- Interactive map of Kelak
- Coordinates: 36°42′42.2556″N 53°38′36.348″E﻿ / ﻿36.711737667°N 53.64343000°E
- Country: Iran
- Province: Mazandaran
- County: Behshahr
- City: Khalil Shahr
- Time zone: UTC+3:30 (IRST)

= Kelak, Mazandaran =

Kelak (کلاک) is a neighborhood in the city of Khalil Shahr in Behshahr County of Mazandaran Province, Iran. Formerly, it was a village northeast of Khahlil Mahalleh village, which was merged with nearby villages to from Khalil Shahr city.

==Geography==
Kelak is located in the northeastern part of Khahlil Shahr in the Mazandaran Plain, bordering Behshahr-Gorgan Road to its south, and Rekavand to its west.

==History==
During Iran's first national census in 1956, Kelak's population was 400 people.
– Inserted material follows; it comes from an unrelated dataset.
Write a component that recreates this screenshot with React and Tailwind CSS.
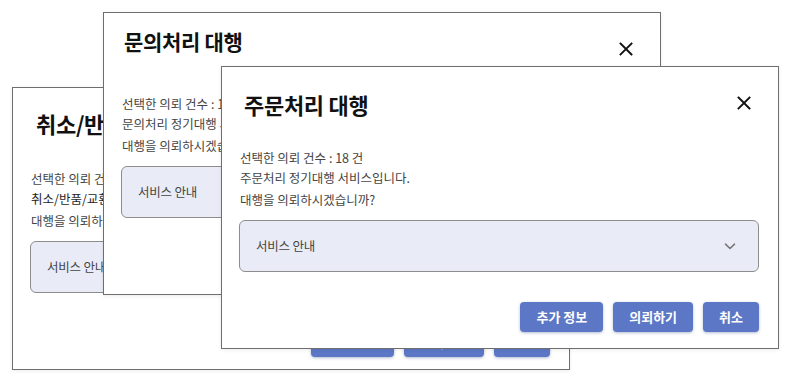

At the 1976 census, Kelak village was in Panj Hezareh Rural District of Behshahr county, and had a population of 740 people in 124 households. During that time the village had power and water infrastructure, mosque, flour mill and elementary school.[ p. 71]

At the 1986 census, Kelak's population increased to 972 people in 187 households, of which 506 were educated. The village's agriculture included farming, gardening, fish farming and livestock.

Kelak was annexed to Khalil Shahr city during its establishment in 2005.